This started as a Christmas discussion and when I went to look, I could not easily find anything on the physics of ice roads. So, I thought I’d try to work out some of the basics from first principles and a bit of guess work.

Let’s start with an assumed 10tonne vehicle. If we assume the density of ice is 9/10 of normal water, then if 100tonnes of ice is pushed down into the water, it will support the weight of a 10 tonne lorry. If we then assume the ice depresses by 10cm (which seems a lot), then the area that is pressed down is around 1000m² or 31 x 31m..

If I were to guess, I’d say that typically ice sheets break so that the length is around 10x the thickness (total guess!!). If true that suggests that the ice needs to be at least 3m thick to produce slabs over 30m x 30m.

However, lorries don’t sit on the ice, instead they drive over it. And indeed I’ve seen rules that say “don’t stop on the ice!!”

# Dynamic calculations

Let’s again assume a 10tonne vehicle and this time choose a slab size of 10m x 10m which corresponds more closely to the size of a typical lorry. Now the pressure under the ice is 10tonne x 9.8 /100m² or near enough 1pascal (*As shown below this calculation proved unnecessary*).

If we assume the layer of water that moves under the ice is 1m deep, then we have 100tonnes. So the acceleration of depression is given by:

mass x velocity = force x time

force/mass = velocity/time = acceleration

100,000 N / 100,000 kg = acceleration

So the acceleration based on these simple assumptions is 1m/s². So how long can we stay on each slab before it depresses by 0.1m?

S = ut + 0.5 a t²

0.1 = 0 + 0.5 x 1 x t²

t = (0.1/0.5)^0.5 = 0.45s

Speed is given by:

v = 10/0.45 = 22m/s or 50mph

This figure is clearly far too high because recommended travelling speeds are under 25 km/h (16 mph) or between 40–70 km/h (25–43 mph).

Where have I gone wrong?
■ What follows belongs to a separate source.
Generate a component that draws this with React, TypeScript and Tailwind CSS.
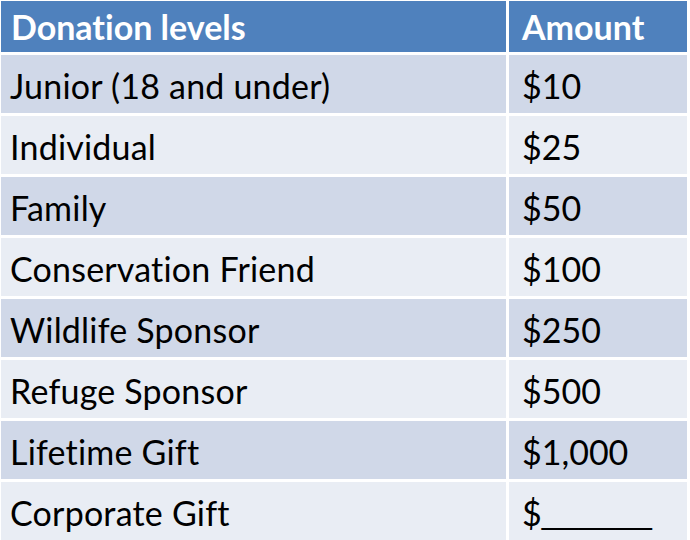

The biggest unknowns (for me) are the size of ice-slab and the amount of water that is moving. But as both effect the amount of mass moving, we can estimate how much these must change as follows: We can also see that if the mass being moved increases by 9 times, that the speed reduces by root 9 to become 17mph. As vehicles do move more slowly, if we assume the only error is the mass, then the mass being moved must be perhaps 100x larger than my estimate, allowing speeds down to 5mph. But we can also see, that if we assume that instead of 0.1m that the ice depresses by 1m, then the mass of water being moved must be 10x greater or 1000 tonnes at 5mph.

# The wave effect

We now see that in effect the lorry is riding “on water” in the sense that what is keeping the lorry up is not the floatation of the ice, but the force needed to start the water moving. However, once the water starts moving, it keeps moving, in what we normally see as a wave. But these waves can be problematic on ice. Because at a speed between 16 to 25mph there is the possibility of a resonance in the ice which can cause it to break.

This is not a wave travelling through the ice like a sound wave, but instead it is an upward-downward wave like typical wave on the beach.
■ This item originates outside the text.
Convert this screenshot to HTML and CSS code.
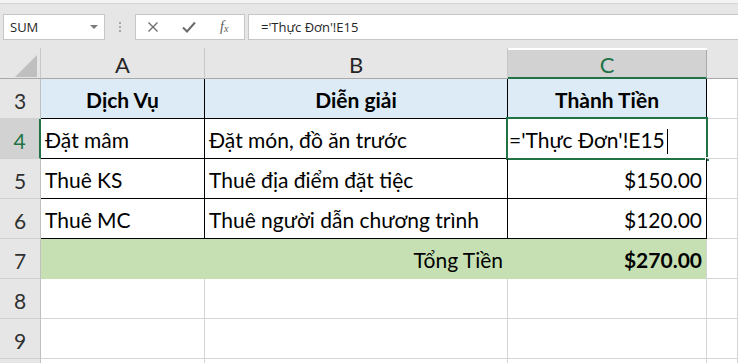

The speed of a wave in water is approximately

v=√((gλ/(2π)) tanh(2πd/λ)),

where

v is velocity (m/s)

g is the acceleration due to gravity (m/s²)

d is the depth of the water (m)

λ is the wavelength of the wave (m)

For shallow water (d≪λ) this simplifies to

v=√(gd)

d = v² / g

In the range of 25 to 40 km/h for water, this corresponds to depths between 5 and 13 meters deep, which seems not unreasonable for depths of many frozen rivers and lakes.

# Aquaplaning

Another way that we might think about this is that the lorry is effectively “aquaplaning” across the water with the ice spreading the load so as to create a very low ground pressure. As aquaplaning speed varies as the square root of tyre pressure, this might tell us how fast we need to travel to move across ice,

Typically cars with tyre pressure of 30psi aquaplane at 50mph, with the speed proportional to the square root of the pressure. If we assume 100m² and 10 tonnes, the pressure (as above) is 1 pascal or 0.00015 psi. That suggests the aquaplaning speed reduces from 50mph to 0.1mph. For this situation, that figure is clearly nuts. And thinking about it, the reason is obvious: aquaplaning occurs on thin sheets of water a few mm thick. Yes, if the water under the ice were a few mm thick, then this might tell us something, but clearly the deeper water makes the situation too different to use this simple calculation.

# Discussion

These calculations were simply to get an idea of the factors involved and to see whether I could get values that were not too unreasonable based on the assumed effects. I found that I had to increase the depth of water assumed to take place in the effect from 1m to around 10m as well as assume depression of about 1m of ice. Looking at the wave equations and the recommended driving speed, the 10m depth of moving water does not look out of place. But 1m movement seems far too high. In reality, the total amount of water moving is not just that under the immediate ice, but also that around about. This would dramatically reduce the necessary ice-depression. If we assume a Noughts and crosses grid, with the lorry in the centre, then the total ice “next to” the centre is 9x the central block or almost an order of magnitude larger, suggesting that the ice-depression would be closer to 0.1m rather than 1m.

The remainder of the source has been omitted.